JUST 17 MONTHS TO BRIDGE THE GAP

Yet, despite all this, as per the latest UNAIDS report, there are 37.9 million people living with HIV (PLHIV) out of which 14.6 million are still not able to access antiretroviral therapy (ART). In 2018 there were 1.8 million new infections (5,000 new HIV infections each day) – which was just 0.1 million less as compared to 2017. Thus the global reduction in new HIV infections are off the 90-90-90 targets for 2020. It has to be brought down to 0.5 million by 2020 in order to achieve the 90-90-90 targets of UNAIDS. In fact, there is a gap of 7.7 million to reach all the three 90s of these targets. And we have just 17 months to bridge this gap.

“It is high time to set our eyes, not on just the 2020 targets but on the targets to end AIDS by 2030, which are 100% of people living with HIV must know their status, 100% of people living with HIV must get ART, and 100% of HIV positive people must be virally suppressed and new HIV transmission rate must be zero”, said Dr Ishwar Gilada, Governing Council member of International AIDS Society (IAS) and President of AIDS Society of India.

While conceding that some places (like Thailand, Malawi, New South Wales, London and San Francisco) have dramatically reduced HIV incidence and mortality, Dr Adeeba Kamarulzaman, President-elect of IAS and Dean, Faculty of Medicine, University of Malaya, Malaysia, rued that there are many countries where uptake and scale-up of prevention and treatment programmes have been slow. She cited HIV associated stigma, criminalisation of sex work and of men who have sex with men, lack of sustainable funding and political inertia, as the biggest barriers in implementing evidence-based interventions to prevent and treat HIV.

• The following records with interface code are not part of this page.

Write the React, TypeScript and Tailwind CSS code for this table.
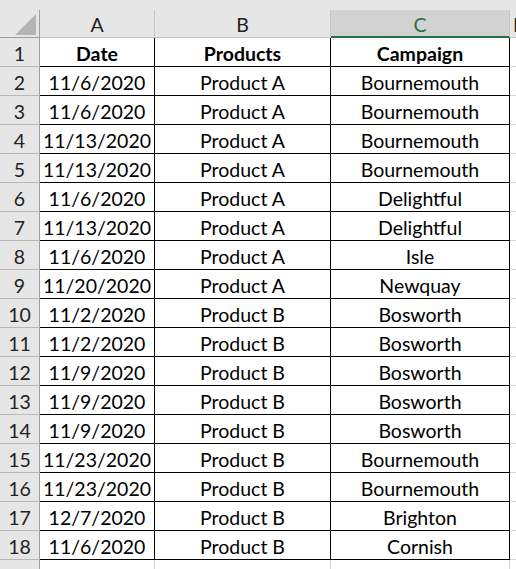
import React from 'react';

// Excel-like sheet: rows of Date / Products / Campaign
const rows: [string, string, string][] = [
  ['11/6/2020', 'Product A', 'Bournemouth'],
  ['11/6/2020', 'Product A', 'Bournemouth'],
  ['11/13/2020', 'Product A', 'Bournemouth'],
  ['11/13/2020', 'Product A', 'Bournemouth'],
  ['11/6/2020', 'Product A', 'Delightful'],
  ['11/13/2020', 'Product A', 'Delightful'],
  ['11/6/2020', 'Product A', 'Isle'],
  ['11/20/2020', 'Product A', 'Newquay'],
  ['11/2/2020', 'Product B', 'Bosworth'],
  ['11/2/2020', 'Product B', 'Bosworth'],
  ['11/9/2020', 'Product B', 'Bosworth'],
  ['11/9/2020', 'Product B', 'Bosworth'],
  ['11/9/2020', 'Product B', 'Bosworth'],
  ['11/23/2020', 'Product B', 'Bournemouth'],
  ['11/23/2020', 'Product B', 'Bournemouth'],
  ['12/7/2020', 'Product B', 'Brighton'],
  ['11/6/2020', 'Product B', 'Cornish'],
];

const cell = 'flex items-center justify-center pt-[3px] border-r border-b border-black';

function Row({ n, values, bold }: { n: number; values: [string, string, string]; bold?: boolean }) {
  return (
    <div className="flex h-[29px]">
      <div className="w-[40px] shrink-0 flex items-center justify-center pt-[3px] bg-[#e6e6e6] border-r border-b border-r-[#9e9e9e] border-b-[#b8b8b8] text-[#222]">
        {n}
      </div>
      <div className={`w-[115px] shrink-0 ${cell} ${bold ? 'font-bold' : ''}`}>{values[0]}</div>
      <div className={`w-[176px] shrink-0 ${cell} ${bold ? 'font-bold' : ''}`}>{values[1]}</div>
      <div className={`w-[179px] shrink-0 ${cell} ${bold ? 'font-bold' : ''}`}>{values[2]}</div>
      <div className="flex-1 border-b border-[#d4d4d4]" />
    </div>
  );
}

export default function App() {
  return (
    <div
      className="w-[516px] h-[569px] overflow-hidden bg-white text-[19.5px] text-black leading-none"
      style={{ fontFamily: 'Lato, "Open Sans", sans-serif' }}
    >
      <div className="h-[10px] bg-[#e6e6e6]" />
      {/* column headers */}
      <div className="flex h-[28px] bg-[#e6e6e6] text-[#222]">
        <div className="w-[40px] shrink-0 relative border-r border-b border-[#9e9e9e]">
          <svg className="absolute left-[15px] top-[4px]" width="22" height="22" viewBox="0 0 22 22">
            <polygon points="21,0 21,21 0,21" fill="#b4b4b4" />
          </svg>
        </div>
        <div className="w-[115px] shrink-0 flex items-center justify-center pt-[3px] border-r border-b border-[#c6c6c6]">A</div>
        <div className="w-[176px] shrink-0 flex items-center justify-center pt-[3px] border-r border-b border-[#c6c6c6]">B</div>
        <div className="w-[179px] shrink-0 flex items-center justify-center pt-[3px] bg-[#d2d2d2] text-[#217346] border-r border-r-[#c6c6c6] border-b-2 border-b-[#217346]">
          C
        </div>
        <div className="flex-1 overflow-hidden pl-[3px] pt-[3px] flex items-center border-b border-[#c6c6c6]">D</div>
      </div>
      <Row n={1} values={['Date', 'Products', 'Campaign']} bold />
      {rows.map((r, i) => (
        <Row key={i} n={i + 2} values={r} />
      ))}
      {/* partial row 19 */}
      <div className="flex h-[29px]">
        <div className="w-[40px] shrink-0 bg-[#e6e6e6] border-r border-[#9e9e9e]" />
        <div className="w-[115px] shrink-0 border-r border-[#d4d4d4]" />
        <div className="w-[176px] shrink-0 border-r border-[#d4d4d4]" />
        <div className="w-[179px] shrink-0 border-r border-[#d4d4d4]" />
        <div className="flex-1" />
      </div>
    </div>
  );
}
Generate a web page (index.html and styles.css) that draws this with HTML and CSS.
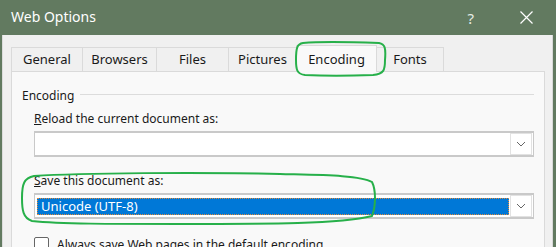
FILE: index.html
```html
<!DOCTYPE html>
<html lang="en">
<head>
    <meta charset="UTF-8">
    <title>Web Options</title>
    <link rel="stylesheet" href="styles.css">
</head>
<body>
    <div class="titlebar">
        <div class="title">Web Options</div>
        <div class="title-buttons">
            <span class="help">?</span>
            <span class="close">
                <svg width="13" height="13" viewBox="0 0 13 13"><path d="M0.5 0.5 L12.5 12.5 M12.5 0.5 L0.5 12.5" stroke="#fff" stroke-width="1.2" fill="none"/></svg>
            </span>
        </div>
    </div>

    <div class="window">
        <div class="tabs">
            <div class="tab t-general">General</div>
            <div class="tab t-browsers">Browsers</div>
            <div class="tab t-files">Files</div>
            <div class="tab t-pictures">Pictures</div>
            <div class="tab t-encoding active">Encoding</div>
            <div class="tab t-fonts">Fonts</div>
        </div>

        <div class="panel">
            <div class="group-title">
                <span>Encoding</span>
                <div class="group-line"></div>
            </div>

            <div class="field">
                <div class="label"><u>R</u>eload the current document as:</div>
                <div class="combo">
                    <div class="combo-value"></div>
                    <div class="combo-btn">
                        <svg width="10" height="6" viewBox="0 0 10 6"><path d="M1 1 L5 5 L9 1" stroke="#666" stroke-width="1" fill="none"/></svg>
                    </div>
                </div>
            </div>

            <div class="field field-save">
                <div class="label"><u>S</u>ave this document as:</div>
                <div class="combo">
                    <div class="combo-value selected">Unicode (UTF-8)</div>
                    <div class="combo-btn">
                        <svg width="10" height="6" viewBox="0 0 10 6"><path d="M1 1 L5 5 L9 1" stroke="#666" stroke-width="1" fill="none"/></svg>
                    </div>
                </div>
            </div>

            <div class="check-row">
                <div class="checkbox"></div>
                <div class="check-label">Always save Web pages in the default encoding</div>
            </div>
        </div>
    </div>

    <!-- hand-drawn annotation marks -->
    <svg class="mark mark-tab" width="96" height="38" viewBox="0 0 96 38">
        <path d="M10 3 C30 1 60 2 86 3 C92 4 93 8 92 20 C92 30 91 34 80 35 C55 36 30 36 12 35 C4 34 3 30 3 20 C3 8 4 4 10 3 Z" stroke="#27b04a" stroke-width="2" fill="none"/>
    </svg>
    <svg class="mark mark-save" width="362" height="58" viewBox="0 0 362 58">
        <path d="M14 6 C60 3 180 2 260 4 C300 5 340 5 352 12 C356 20 356 36 352 46 C320 54 250 54 160 54 C90 54 40 54 12 51 C3 48 2 40 2 28 C2 14 4 8 14 6 Z" stroke="#27b04a" stroke-width="2" fill="none"/>
    </svg>
</body>
</html>
```

FILE: styles.css
```css
body {
    margin: 0;
    width: 556px;
    height: 247px;
    overflow: hidden;
    background-color: #627a60;
    font-family: 'Noto Sans', 'Open Sans', Arial, sans-serif;
    font-size: 12px;
    color: #1a1a1a;
    position: relative;
}
.titlebar {
    height: 35px;
    display: flex;
    align-items: center;
    justify-content: space-between;
    color: #fff;
}
.title {
    padding-left: 11px;
    font-size: 14px;
    padding-bottom: 2px;
}
.title-buttons {
    display: flex;
    align-items: center;
    padding-right: 23px;
}
.help {
    font-size: 15px;
    color: #e6ece6;
    margin-right: 46px;
}
.close {
    display: flex;
}
.window {
    margin: 0 3px 0 2px;
    height: 212px;
    background-color: #f0f0f0;
    border-left: 1px solid #dcdcdc;
    border-right: 1px solid #d8d8d8;
    padding-top: 12px;
    box-sizing: border-box;
}
.tabs {
    display: flex;
    margin-left: 8px;
    height: 24px;
    align-items: flex-end;
}
.tab {
    height: 24px;
    box-sizing: border-box;
    border: 1px solid #dadada;
    border-bottom: none;
    border-right: none;
    background-color: #f0f0f0;
    display: flex;
    align-items: center;
    justify-content: center;
    padding-bottom: 1px;
    font-size: 13px;
}
.t-general { width: 71px; }
.t-browsers { width: 74px; }
.t-files { width: 72px; }
.t-pictures { width: 68px; }
.t-encoding { width: 81px; }
.t-fonts { width: 68px; border-right: 1px solid #dadada; }
.tab.active {
    height: 27px;
    background-color: #f9f9f9;
    border-right: 1px solid #dadada;
    position: relative;
    top: 1px;
    margin-right: -1px;
}
.panel {
    margin-left: 8px;
    width: 534px;
    height: 180px;
    box-sizing: border-box;
    background-color: #f9f9f9;
    border: 1px solid #dadada;
    padding: 14px 10px 0 10px;
}
.group-title {
    display: flex;
    align-items: center;
    height: 18px;
}
.group-line {
    flex: 1;
    height: 1px;
    background-color: #dcdcdc;
    margin: 0 0 2px 6px;
}
.field {
    margin-left: 12px;
    margin-top: 6px;
}
.field-save {
    margin-top: 15px;
}
.label {
    height: 18px;
    line-height: 18px;
}
.combo {
    margin-top: 3px;
    width: 500px;
    height: 26px;
    box-sizing: border-box;
    background-color: #fff;
    border: 1px solid #c9c9c9;
    border-top-width: 2px;
    border-bottom-width: 2px;
    display: flex;
    align-items: center;
    padding: 0 1px 0 2px;
}
.combo-value {
    flex: 1;
    height: 17px;
    line-height: 15px;
    padding-left: 3px;
    box-sizing: border-box;
}
.combo-value.selected {
    background-color: #0078d7;
    color: #fff;
    border: 1px dotted #e08a3a;
    font-size: 13px;
}
.combo-btn {
    width: 22px;
    height: 22px;
    box-sizing: border-box;
    border: 1px solid #e2e2e2;
    background-color: #fff;
    display: flex;
    align-items: center;
    justify-content: center;
    margin-left: 1px;
}
.check-row {
    display: flex;
    align-items: center;
    margin: 17px 0 0 12px;
}
.checkbox {
    width: 13px;
    height: 13px;
    border: 1px solid #666;
    border-radius: 2px;
    background-color: #fff;
    margin-right: 8px;
}
.mark {
    position: absolute;
}
.mark-tab {
    left: 293px;
    top: 40px;
}
.mark-save {
    left: 20px;
    top: 170px;
}
```
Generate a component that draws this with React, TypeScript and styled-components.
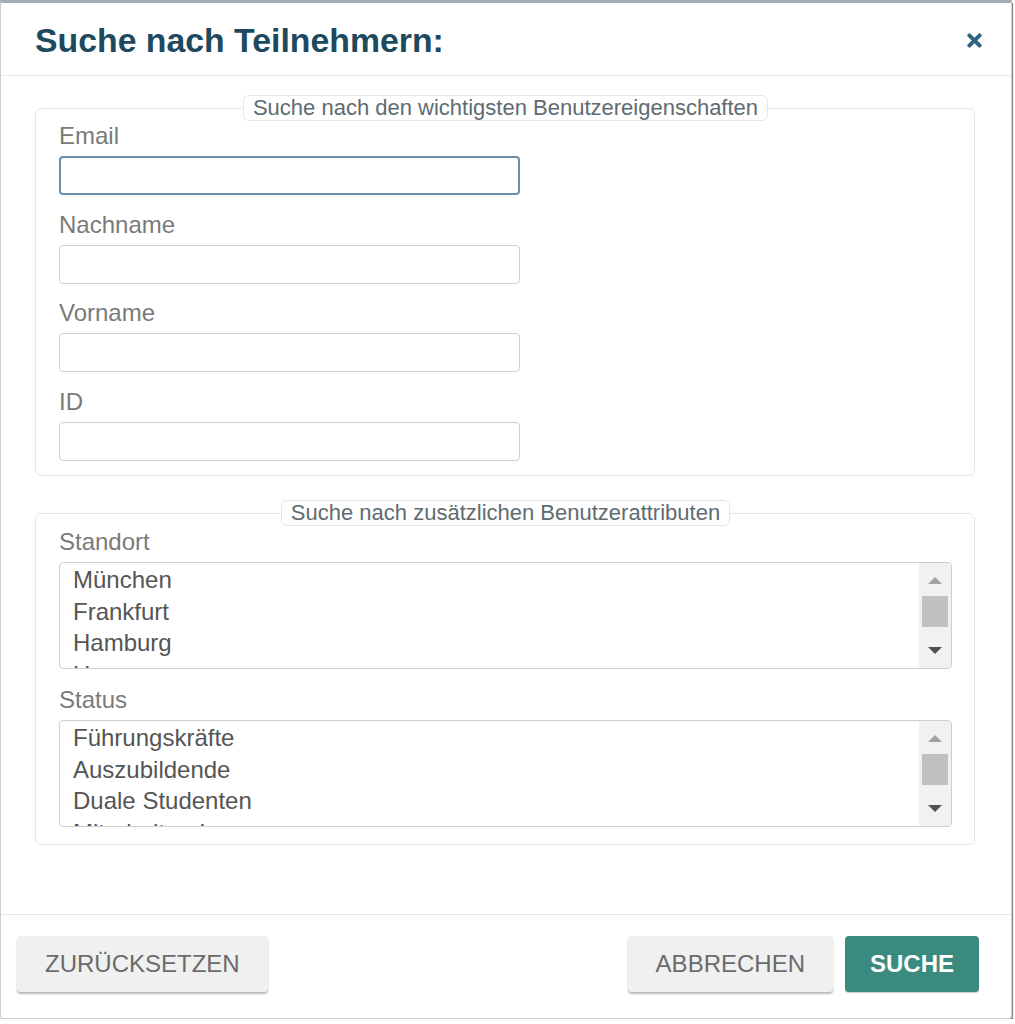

Echoing similar sentiments, Dr N Kumarasamy, Director of Infectious Diseases Medical Centre at VHS Hospital, Chennai said that the required science and biomedical tools are available to achieve this target, but challenges around linkages and retention should be addressed.

SEIZE THIS OPPORTUNITY THAT WE HAVE NOW

In the words of Dr Quarraisha Abdool Karim, Associate Scientific Director, CAPRISA, South Africa and UNAIDS Special Ambassador for Adolescents and HIV: ‘We have the evidence to achieve HIV control, an important first step. But we need to do much more to realize this goal. We need to sustain and expand current achievements in treatment and enhance prevention efforts; we need to reach those we have been unable to reach; we need local, national and international political commitment; we need partnerships with communities and the private sector; we need innovations to improve current treatment and prevention modalities, and for a vaccine and a cure; and we need an appreciation that investments today will be more cost-effective with massive human capital gains compared to finances that will be needed in the future if current trajectories remain unchanged. We need to seize this opportunity that we have now.”

And as someone said, it is not simple anywhere but possible everywhere. We are aiming to reach there and we will get there, provided policymakers know the cost of inaction and prevent the epidemic of bad policies from blocking the path that leads to an AIDS-free world.